5. Snake Eyes (1998)
A film many critics and audiences never took to, Brian De Palma’s movie about a policeman (a staple of Cage) trying to solve a murder at a televised boxing match is an underrated gem in my book. From the directorial flourishes of split screen and long tracking shots, De Palma uses Cage’s watchability to ensure the 10-minute opening one-shot focuses on Cage’s character from the start. A series of genre tropes are mixed in with a narrative that plays and then re-plays sequences for the audience – along with Cage – to see things from different angles. Cage himself, portrays the character too from different angles as he transforms from smarmy cop to duped fool in this twisty and taut thriller.

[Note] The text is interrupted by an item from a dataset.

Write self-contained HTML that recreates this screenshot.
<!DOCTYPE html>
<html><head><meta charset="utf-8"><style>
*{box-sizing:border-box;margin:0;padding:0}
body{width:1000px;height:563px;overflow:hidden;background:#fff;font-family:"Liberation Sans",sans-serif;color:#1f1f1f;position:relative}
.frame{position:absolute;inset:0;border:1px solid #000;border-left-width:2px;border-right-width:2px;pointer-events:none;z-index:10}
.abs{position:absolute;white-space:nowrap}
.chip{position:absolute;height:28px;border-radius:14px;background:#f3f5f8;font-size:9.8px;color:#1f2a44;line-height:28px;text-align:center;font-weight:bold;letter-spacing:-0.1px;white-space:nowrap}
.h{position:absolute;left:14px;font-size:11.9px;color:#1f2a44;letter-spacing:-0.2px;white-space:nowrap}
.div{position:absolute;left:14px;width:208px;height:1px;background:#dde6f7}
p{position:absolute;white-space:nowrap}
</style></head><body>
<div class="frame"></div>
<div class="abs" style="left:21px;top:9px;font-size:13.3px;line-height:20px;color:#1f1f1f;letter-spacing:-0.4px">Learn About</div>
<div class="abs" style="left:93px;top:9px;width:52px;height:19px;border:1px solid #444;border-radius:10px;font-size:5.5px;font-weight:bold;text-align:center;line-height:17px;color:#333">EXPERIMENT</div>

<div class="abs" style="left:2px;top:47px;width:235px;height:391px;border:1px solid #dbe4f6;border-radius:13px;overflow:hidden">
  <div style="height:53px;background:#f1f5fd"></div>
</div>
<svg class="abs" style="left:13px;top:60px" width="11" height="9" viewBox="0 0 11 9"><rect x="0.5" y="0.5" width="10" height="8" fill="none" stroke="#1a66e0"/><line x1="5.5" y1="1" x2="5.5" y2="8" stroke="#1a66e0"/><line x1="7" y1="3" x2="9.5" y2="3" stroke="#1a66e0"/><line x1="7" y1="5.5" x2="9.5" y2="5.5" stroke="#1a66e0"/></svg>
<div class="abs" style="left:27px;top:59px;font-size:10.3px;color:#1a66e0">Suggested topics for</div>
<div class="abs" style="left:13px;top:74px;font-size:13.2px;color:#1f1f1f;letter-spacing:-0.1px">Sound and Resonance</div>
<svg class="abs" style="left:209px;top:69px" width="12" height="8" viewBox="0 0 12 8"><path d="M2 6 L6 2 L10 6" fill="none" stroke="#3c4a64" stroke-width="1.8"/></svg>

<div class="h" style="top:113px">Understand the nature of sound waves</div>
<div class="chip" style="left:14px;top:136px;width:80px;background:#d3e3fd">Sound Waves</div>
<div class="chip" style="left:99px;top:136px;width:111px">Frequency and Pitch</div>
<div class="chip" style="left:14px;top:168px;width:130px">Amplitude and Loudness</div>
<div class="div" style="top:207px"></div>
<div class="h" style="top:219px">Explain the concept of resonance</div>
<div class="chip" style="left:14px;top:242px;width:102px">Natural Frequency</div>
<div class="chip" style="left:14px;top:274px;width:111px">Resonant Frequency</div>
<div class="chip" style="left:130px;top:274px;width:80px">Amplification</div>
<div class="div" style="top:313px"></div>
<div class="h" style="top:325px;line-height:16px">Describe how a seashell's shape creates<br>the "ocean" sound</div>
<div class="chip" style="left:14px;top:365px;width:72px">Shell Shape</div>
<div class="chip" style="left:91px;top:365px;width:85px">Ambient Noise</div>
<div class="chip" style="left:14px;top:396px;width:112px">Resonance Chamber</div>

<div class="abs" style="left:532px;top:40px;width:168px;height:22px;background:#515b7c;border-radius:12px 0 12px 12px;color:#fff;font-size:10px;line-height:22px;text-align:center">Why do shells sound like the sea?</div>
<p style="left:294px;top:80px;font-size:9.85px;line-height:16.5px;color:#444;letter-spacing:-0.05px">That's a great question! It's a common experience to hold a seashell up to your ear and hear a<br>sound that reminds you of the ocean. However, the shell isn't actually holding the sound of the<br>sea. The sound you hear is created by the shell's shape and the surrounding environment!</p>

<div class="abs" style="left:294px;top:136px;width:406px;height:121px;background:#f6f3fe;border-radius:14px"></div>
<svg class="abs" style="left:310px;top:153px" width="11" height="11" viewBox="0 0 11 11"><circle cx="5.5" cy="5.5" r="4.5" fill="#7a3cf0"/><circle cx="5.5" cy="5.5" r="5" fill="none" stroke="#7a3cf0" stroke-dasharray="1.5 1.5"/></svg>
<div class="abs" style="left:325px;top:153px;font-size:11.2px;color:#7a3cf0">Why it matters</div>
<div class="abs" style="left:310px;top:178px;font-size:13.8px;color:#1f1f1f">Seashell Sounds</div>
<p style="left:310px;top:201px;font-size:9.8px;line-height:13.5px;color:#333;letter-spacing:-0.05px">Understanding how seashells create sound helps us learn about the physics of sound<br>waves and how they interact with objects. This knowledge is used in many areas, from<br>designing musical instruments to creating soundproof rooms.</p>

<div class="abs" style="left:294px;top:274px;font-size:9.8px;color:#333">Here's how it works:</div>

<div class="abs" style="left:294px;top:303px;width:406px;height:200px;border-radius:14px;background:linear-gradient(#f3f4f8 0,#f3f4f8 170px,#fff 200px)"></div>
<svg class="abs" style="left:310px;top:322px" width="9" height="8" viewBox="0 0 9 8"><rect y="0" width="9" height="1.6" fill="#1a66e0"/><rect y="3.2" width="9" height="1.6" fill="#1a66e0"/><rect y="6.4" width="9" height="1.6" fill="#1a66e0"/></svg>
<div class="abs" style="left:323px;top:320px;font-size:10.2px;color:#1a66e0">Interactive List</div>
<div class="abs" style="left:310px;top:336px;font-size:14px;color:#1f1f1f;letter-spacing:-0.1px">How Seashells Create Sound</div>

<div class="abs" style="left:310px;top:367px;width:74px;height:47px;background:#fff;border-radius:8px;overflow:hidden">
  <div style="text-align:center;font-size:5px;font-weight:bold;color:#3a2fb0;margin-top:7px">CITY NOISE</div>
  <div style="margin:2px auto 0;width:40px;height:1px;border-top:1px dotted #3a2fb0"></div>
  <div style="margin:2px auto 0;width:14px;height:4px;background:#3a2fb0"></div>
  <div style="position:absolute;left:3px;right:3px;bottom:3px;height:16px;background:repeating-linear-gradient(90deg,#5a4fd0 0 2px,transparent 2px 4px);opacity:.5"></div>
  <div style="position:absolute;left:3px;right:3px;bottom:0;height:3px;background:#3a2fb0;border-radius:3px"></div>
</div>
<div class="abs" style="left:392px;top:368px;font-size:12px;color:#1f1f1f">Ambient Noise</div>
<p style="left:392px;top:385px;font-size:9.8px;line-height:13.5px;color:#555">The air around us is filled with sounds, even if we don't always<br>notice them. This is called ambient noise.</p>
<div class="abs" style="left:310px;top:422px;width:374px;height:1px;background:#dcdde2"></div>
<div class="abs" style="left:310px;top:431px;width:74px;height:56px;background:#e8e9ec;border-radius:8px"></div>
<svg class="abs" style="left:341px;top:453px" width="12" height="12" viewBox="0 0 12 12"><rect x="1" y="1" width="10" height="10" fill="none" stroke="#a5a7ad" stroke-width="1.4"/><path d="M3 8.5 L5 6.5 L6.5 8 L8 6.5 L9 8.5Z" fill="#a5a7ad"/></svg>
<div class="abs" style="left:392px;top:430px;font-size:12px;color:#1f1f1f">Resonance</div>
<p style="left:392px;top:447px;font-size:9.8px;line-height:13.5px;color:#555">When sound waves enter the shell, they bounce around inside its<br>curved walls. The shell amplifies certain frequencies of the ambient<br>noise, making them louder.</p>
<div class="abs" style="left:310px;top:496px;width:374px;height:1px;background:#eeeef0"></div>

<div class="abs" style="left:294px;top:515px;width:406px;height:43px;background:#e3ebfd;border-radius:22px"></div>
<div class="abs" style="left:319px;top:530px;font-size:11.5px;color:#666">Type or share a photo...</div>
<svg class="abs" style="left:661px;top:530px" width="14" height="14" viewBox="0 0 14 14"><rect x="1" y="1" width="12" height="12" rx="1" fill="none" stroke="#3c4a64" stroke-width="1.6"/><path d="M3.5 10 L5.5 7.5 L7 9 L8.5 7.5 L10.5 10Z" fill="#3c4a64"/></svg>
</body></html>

4. National Treasure 1 & 2 (2004 & 2007)
Right, I don’t care what you say, the 2 National Treasure films are a highlight of Cage for me. Where Cage often went for independent strangeness or blockbuster action, this could have been one of his biggest departures ever. Could Cage really carry a family-friendly Disney movie? Well yes. And he even upsets purists by keeping Sean Bean alive by the end of it! Part Indiana Jones and part Da Vinci Code, director John Turtletaub makes a stupidly fun and idiotically entertaining film that those two missteps could only dream of being. A heist adventure with comedy capers thrown in, Cage’s now blockbuster likeability helps him play cat and mouse with previous Bad Lieutenant Harvey Keitel!
3. The Rock (1996)
Michael Bay has made some terrible films of late and his music-video aesthetic, wafer thin characters and sickening gyratory camera shots are now the stuff of parody. Yet, he did direct The Rock. The Rock was made immediately after Leaving Las Vegas and tells how Cage (Stanley Goodspeed) travels to Alcatraz to help release hostages held by National Treasure 2’s Ed Harris with the help of ex-MI5 convict Sean Connery. A surreal set of action beats, car chases, shootouts and punch ups are helped by the buddy-cop back-and-forth between Cage and Connery. Of course it’s silly and OTT but Cage and his fans wouldn’t have it any other way
2. Con Air (1997)
Cage’s hair has been famous throughout his career but never more so in this all-out action prison break-cum-airplane flick. A b-movie premise (escaping prisoners take over a plane) utilises Cage’s balding yet flowing locks as his good con tries to keep hostages alive and the authorities on his side. Comedy, action and a great villain (John Malkovich’s “Cyrus the Virus”) help package this film as a suitable follow up to The Rock but with Cage as the prisoner this time. Further great support from John Cusack and Steve Buscemi seals the deal with Cage demanding the “bunny back in the box” as he fights his way to freedom on a flight full of felons.
1. Face/Off (1997)
You’ve just won an Oscar and you’ve followed that up with 2 of the best action films of the 1990s so what did Cage do next? Well make another one of the best action films. Focusing more on fists and guns, the film is perfect to show one of Cage’s signature skills in playing two sides of character (see all films above). In this movie, he literally plays two characters (he starts as the insane Castor Troy & switches to the good cop Sean Archer for most of the film) and along with Travolta, both actors get to play off not only their character traits but their fellow actor in a riotous role-reversal. The story is silly, Cage is cool, crazy and criminal and the premise is ludicrous but John Woo decides to use the multi-faceted Cage, whose career is made up of using extreme characteristics and polar mannerisms, as the perfect person to tackle duality in this 90s classic.